Since the incident, Wulf said, the department has "doubled down" on its efforts to reach facilities that qualify for regulation. It recently exchanged lists of known facilities with state agencies in Texas in an effort to identify sites known to the state but not to the federal department and vice versa. DHS officials have also renewed efforts to compare notes about relevant facilities with other federal agencies involved with chemical-safety regulation, such as the Environmental Protection Agency, Wulf said.

The Homeland Security Department had previously attempted such information sharing with the EPA Risk Management Program several years ago when the CFATS program was just getting under way, according to Wulf. The initial effort was largely unsuccessful due to technical differences between the two agencies' databases. However, this time around, the department has launched a more advanced information-technology program aimed making the exchange more useful.

The move appears aimed at addressing concerns that the Texas facility was not on the Homeland Security Department's radar, even though other regulatory agencies were aware the facility had been handling significant quantities of dangerous chemicals.

A risk-management plan filed with the Environmental Protection Agency said the facility possessed up to 54,000 pounds of toxic anhydrous ammonia -- more than five times the CFATS threshold of 10,000 pounds.
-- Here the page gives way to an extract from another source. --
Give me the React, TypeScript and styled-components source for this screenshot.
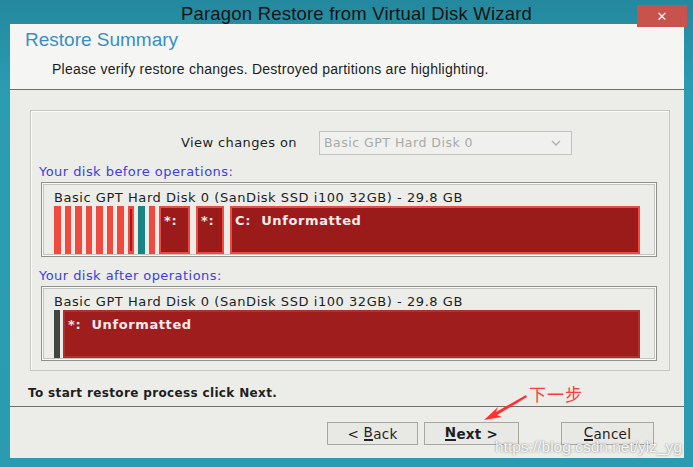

In addition, the plant last year reported to the Texas State Health Services Department that it possessed 270 tons of explosive ammonium nitrate -- more than 1,000 times the CFATS reporting threshold of 400 pounds.

 

On Thursday, Joan O'Hara, deputy chief counsel to the House Homeland Security Committee, told conference attendees the panel would host a hearing to further examine why the DHS program has not reached certain "outlier" facilities such as the Texas plant.

The West, Texas, incident has been the focus of the latest criticism directed at the DHS program. Prior to the incident, the initiative had faced more than a year's worth of congressional scrutiny pertaining to a leaked internal memo that revealed a litany of management problems, including a failure to conduct onsite inspections and approve facility security plans.
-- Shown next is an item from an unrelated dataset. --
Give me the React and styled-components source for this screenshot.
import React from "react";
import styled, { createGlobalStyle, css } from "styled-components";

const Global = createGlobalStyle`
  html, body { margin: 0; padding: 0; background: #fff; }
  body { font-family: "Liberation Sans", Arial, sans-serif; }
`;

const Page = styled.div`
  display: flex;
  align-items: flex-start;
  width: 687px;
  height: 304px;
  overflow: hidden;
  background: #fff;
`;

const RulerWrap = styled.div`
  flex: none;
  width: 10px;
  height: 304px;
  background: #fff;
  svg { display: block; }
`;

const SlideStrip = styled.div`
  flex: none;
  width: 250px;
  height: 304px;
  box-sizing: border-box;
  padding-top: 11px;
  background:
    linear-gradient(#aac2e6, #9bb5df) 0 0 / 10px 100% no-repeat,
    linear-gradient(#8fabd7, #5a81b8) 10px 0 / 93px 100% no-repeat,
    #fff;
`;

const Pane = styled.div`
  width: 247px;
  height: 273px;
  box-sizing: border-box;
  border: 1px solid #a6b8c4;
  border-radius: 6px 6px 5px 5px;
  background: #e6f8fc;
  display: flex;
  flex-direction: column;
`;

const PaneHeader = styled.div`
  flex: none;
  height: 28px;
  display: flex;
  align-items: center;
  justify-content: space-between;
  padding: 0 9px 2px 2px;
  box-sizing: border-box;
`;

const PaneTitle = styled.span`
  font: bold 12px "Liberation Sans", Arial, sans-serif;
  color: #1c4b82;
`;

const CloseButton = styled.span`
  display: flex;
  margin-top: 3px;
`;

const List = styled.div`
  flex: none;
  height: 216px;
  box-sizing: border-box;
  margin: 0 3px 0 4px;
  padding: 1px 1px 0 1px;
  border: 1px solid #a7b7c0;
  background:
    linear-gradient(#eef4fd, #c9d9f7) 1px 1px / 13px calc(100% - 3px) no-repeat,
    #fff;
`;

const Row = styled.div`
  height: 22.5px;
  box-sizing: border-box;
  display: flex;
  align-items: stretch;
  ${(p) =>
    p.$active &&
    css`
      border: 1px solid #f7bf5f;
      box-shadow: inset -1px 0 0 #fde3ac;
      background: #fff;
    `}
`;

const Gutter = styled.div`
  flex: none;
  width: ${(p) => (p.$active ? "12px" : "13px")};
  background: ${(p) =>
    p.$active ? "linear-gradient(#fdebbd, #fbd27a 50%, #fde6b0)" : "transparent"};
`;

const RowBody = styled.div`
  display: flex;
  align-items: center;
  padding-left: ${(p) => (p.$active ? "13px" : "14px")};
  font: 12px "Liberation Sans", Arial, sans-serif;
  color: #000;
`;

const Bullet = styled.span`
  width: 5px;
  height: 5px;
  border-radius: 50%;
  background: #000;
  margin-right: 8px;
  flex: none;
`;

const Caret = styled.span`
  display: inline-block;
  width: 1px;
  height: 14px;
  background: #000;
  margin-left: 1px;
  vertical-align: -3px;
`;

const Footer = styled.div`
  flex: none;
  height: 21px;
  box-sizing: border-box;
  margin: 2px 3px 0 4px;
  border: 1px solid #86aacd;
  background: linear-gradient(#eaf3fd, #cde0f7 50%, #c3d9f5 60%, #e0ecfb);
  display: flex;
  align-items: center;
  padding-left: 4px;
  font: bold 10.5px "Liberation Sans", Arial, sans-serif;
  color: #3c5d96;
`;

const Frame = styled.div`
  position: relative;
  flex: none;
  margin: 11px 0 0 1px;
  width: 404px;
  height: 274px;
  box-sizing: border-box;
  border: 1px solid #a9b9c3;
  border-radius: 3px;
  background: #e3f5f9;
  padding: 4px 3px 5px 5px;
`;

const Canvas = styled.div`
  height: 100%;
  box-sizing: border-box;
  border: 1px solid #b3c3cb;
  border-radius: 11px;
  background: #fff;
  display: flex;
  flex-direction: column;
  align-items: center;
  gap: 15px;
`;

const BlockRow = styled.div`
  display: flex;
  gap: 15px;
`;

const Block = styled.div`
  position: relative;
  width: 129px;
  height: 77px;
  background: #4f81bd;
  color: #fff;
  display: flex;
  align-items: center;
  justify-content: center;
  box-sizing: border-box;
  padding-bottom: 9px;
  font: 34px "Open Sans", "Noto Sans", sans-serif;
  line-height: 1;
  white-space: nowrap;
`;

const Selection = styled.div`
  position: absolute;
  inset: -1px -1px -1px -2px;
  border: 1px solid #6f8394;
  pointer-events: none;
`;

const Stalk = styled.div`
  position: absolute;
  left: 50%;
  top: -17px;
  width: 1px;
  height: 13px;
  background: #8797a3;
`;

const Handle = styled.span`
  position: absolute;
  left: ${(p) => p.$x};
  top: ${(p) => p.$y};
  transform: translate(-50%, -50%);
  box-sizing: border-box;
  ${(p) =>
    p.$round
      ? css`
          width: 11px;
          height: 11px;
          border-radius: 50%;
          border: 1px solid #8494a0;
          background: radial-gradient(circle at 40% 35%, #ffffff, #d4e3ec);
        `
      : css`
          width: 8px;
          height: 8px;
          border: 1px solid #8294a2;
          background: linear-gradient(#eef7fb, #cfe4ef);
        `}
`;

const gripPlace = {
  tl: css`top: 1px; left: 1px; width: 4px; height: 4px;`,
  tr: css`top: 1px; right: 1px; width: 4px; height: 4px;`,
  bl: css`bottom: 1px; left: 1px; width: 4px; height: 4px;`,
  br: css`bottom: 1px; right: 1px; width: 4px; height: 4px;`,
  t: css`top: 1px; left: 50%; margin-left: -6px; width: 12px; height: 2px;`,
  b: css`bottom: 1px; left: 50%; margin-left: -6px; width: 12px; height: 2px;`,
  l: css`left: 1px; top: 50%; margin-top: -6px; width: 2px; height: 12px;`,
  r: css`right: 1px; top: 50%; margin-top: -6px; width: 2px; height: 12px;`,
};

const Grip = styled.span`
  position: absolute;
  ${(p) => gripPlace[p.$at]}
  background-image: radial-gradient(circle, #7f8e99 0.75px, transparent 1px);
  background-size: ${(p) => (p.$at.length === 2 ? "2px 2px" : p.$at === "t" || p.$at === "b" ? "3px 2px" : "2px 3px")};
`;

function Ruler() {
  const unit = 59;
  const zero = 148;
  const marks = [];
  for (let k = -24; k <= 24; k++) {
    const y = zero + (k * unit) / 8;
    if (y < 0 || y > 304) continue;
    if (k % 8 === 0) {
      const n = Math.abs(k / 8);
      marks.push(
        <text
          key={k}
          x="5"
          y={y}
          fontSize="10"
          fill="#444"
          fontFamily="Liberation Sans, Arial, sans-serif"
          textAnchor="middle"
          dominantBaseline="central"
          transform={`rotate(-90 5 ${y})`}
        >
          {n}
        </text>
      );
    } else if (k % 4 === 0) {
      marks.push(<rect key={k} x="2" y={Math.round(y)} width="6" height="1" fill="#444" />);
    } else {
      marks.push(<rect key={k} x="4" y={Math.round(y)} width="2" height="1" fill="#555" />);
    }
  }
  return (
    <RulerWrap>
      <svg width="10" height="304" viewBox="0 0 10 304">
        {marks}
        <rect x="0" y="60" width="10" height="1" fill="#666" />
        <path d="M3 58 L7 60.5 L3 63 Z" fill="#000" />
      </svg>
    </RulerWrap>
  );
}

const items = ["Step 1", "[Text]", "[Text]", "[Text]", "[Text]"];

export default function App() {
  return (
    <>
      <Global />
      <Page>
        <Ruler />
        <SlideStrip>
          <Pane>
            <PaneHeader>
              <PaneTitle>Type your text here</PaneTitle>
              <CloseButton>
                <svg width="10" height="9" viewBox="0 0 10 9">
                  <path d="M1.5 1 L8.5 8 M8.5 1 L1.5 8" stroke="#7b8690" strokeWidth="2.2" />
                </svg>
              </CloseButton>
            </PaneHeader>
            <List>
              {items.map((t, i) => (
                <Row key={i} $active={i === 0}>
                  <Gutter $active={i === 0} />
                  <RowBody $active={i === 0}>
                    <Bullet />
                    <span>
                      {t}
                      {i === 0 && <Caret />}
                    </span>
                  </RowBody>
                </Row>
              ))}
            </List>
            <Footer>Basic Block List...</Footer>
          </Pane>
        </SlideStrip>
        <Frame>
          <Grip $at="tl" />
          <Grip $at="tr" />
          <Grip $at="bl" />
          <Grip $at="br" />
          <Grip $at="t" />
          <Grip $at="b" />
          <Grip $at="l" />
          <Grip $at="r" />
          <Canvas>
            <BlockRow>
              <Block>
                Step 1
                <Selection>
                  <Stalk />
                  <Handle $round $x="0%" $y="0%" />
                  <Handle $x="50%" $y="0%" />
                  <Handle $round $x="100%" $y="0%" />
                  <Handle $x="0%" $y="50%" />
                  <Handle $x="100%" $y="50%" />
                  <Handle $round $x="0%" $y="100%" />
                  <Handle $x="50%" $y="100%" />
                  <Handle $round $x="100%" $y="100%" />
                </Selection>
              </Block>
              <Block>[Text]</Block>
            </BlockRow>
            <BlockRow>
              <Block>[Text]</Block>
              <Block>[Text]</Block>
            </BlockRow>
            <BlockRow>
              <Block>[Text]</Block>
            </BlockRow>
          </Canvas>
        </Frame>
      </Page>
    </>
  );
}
On Wednesday, Wulf, who co-authored the memo, sought to portray the CFATS program as one that had "turned a corner." He noted that as of last July, the program had given preliminary approval to only 50 site-security plans, conducted only 10 inspections and had not granted final approval to a single site-security plan since it was first authorized by Congress in 2007. One year later, the department has provided preliminary approval for "upwards of 500" site-security plans, has conducted more than 50 inspections and has granted final approval for 160 site-security plans.
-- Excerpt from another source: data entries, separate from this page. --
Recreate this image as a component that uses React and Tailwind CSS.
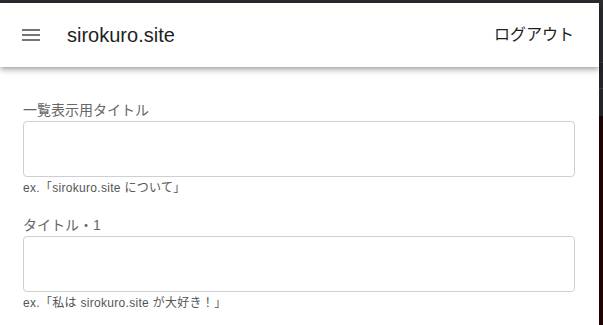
import React from 'react';

const FIELDS = [
  { label: '一覧表示用タイトル', hint: 'ex.「sirokuro.site について」' },
  { label: 'タイトル・1', hint: 'ex.「私は sirokuro.site が大好き！」' },
];

function MenuIcon() {
  return (
    <svg width="24" height="24" viewBox="0 0 24 24" className="shrink-0">
      <path d="M3 6h18v2H3zM3 11h18v2H3zM3 16h18v2H3z" fill="#757575" />
    </svg>
  );
}

export default function App() {
  return (
    <div
      className="flex w-[603px] h-[325px] overflow-hidden bg-white"
      style={{ fontFamily: '"Liberation Sans", "Noto Sans CJK JP", sans-serif' }}
    >
      <div className="flex-1 flex flex-col min-w-0">
        <div className="h-[3px] bg-[#2a2c32] shrink-0" />
        <header className="relative z-10 h-[64px] shrink-0 flex items-center pl-[19px] pr-[25px] bg-white shadow-[0_2px_4px_-1px_rgba(0,0,0,0.2),0_4px_5px_0_rgba(0,0,0,0.14),0_1px_10px_0_rgba(0,0,0,0.12)]">
          <MenuIcon />
          <span className="ml-[24px] text-[20px] text-[#1f1f1f]">sirokuro.site</span>
          <span className="ml-auto text-[16px] text-[#1f1f1f]">ログアウト</span>
        </header>
        <main className="px-[23px] pt-[33px] pr-[24px]">
          {FIELDS.map((f, i) => (
            <div key={f.label} className={i > 0 ? 'mt-[19px]' : ''}>
              <div className="text-[14px] leading-[20px] text-[#666666] mb-[1px]">{f.label}</div>
              <div className="h-[56px] rounded-[4px] border border-[#cfcfcf]" />
              <div className="mt-[3px] text-[12px] leading-[16px] tracking-[0.3px] text-[#555555]">{f.hint}</div>
            </div>
          ))}
        </main>
      </div>
      <div className="w-[4px] shrink-0 flex flex-col">
        <div className="h-[62px] bg-[#2a2b2e]" />
        <div className="h-px bg-[#3a3b3e]" />
        <div className="h-[25px] bg-[#232427]" />
        <div className="h-px bg-[#3a3b3e]" />
        <div className="h-[27px] bg-[#232427]" />
        <div className="flex-1 bg-[#1e0202]" />
      </div>
    </div>
  );
}
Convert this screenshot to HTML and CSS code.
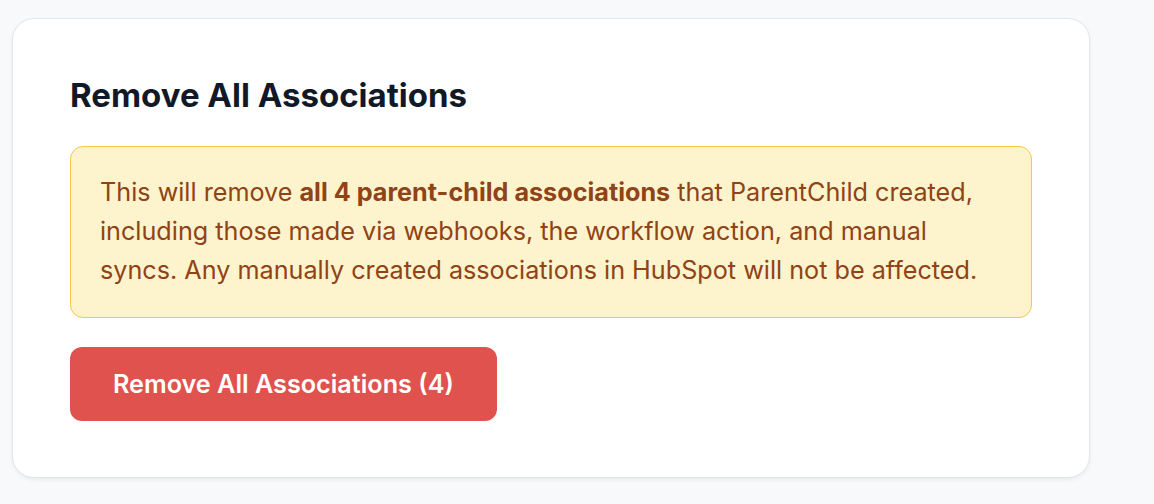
FILE: index.html
```html
<!DOCTYPE html>
<html lang="en">
<head>
<meta charset="utf-8">
<title>Remove All Associations</title>
<link rel="stylesheet" href="styles.css">
</head>
<body>
<main class="page">
  <section class="card">
    <h2 class="title">Remove All Associations</h2>
    <div class="warning">
      This will remove <strong>all 4 parent-child associations</strong> that ParentChild created, including those made via webhooks, the workflow action, and manual syncs. Any manually created associations in HubSpot will not be affected.
    </div>
    <button class="danger-btn" type="button">Remove All Associations (4)</button>
  </section>
</main>
</body>
</html>
```

FILE: styles.css
```css
* { box-sizing: border-box; }
html, body {
  margin: 0;
  padding: 0;
  background: #f8f9fb;
  font-family: Inter, "Noto Sans", sans-serif;
}
.page {
  padding: 18px 64px 26px 12px;
}
.card {
  width: 1078px;
  background: #ffffff;
  border: 1px solid #e3e6ec;
  border-radius: 22px;
  box-shadow: 0 2px 4px rgba(15, 23, 42, 0.06);
  padding: 56px 57px 56px 57px;
  display: flex;
  flex-direction: column;
  align-items: flex-start;
}
.title {
  margin: 0 0 31px 0;
  font-size: 33px;
  line-height: 40px;
  font-weight: 700;
  color: #111827;
}
.warning {
  align-self: stretch;
  background: #fdf3cc;
  border: 1px solid #f2c94c;
  border-radius: 13px;
  padding: 26px 29px 27px 29px;
  color: #8f4317;
  font-size: 25.2px;
  line-height: 39px;
  margin-bottom: 29px;
}
.warning strong {
  font-weight: 700;
}
.danger-btn {
  background: #df524e;
  color: #ffffff;
  border: none;
  border-radius: 12px;
  height: 74px;
  padding: 0 43px;
  font-family: Inter, "Noto Sans", sans-serif;
  font-size: 25.2px;
  font-weight: 600;
  cursor: pointer;
}
```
The program has also completed 90 of 95 "action items" that the internal memo had identified as needed to get the program back on track, Wulf said.

Labor and environmental groups argue, however, that even if it runs smoothly, the DHS program lacks the legal teeth needed to ensure that domestic chemical security is adequate. They note that the law authorizing the program does not allow the department to require any specific security improvements and argue that the Environmental Protection Agency should use its own authorities under the Clean Air Act to craft more stringent rules.

In recent weeks, Senator Barbara Boxer (D-Calif.) has also pushed for stronger EPA action on chemical security. Boxer, who has oversight authority over the agency as chairwoman of the Senate Environment and Public Works Committee, has offered harsh criticism over what she says is an inadequate response to the Texas tragedy.

Republicans and major industry groups have long opposed further EPA involvement in the chemical security arena, arguing that the agency's existing regulations -- along with those of the Homeland Security Department, Occupational Health and Safety Administration and various state agencies -- are sufficient.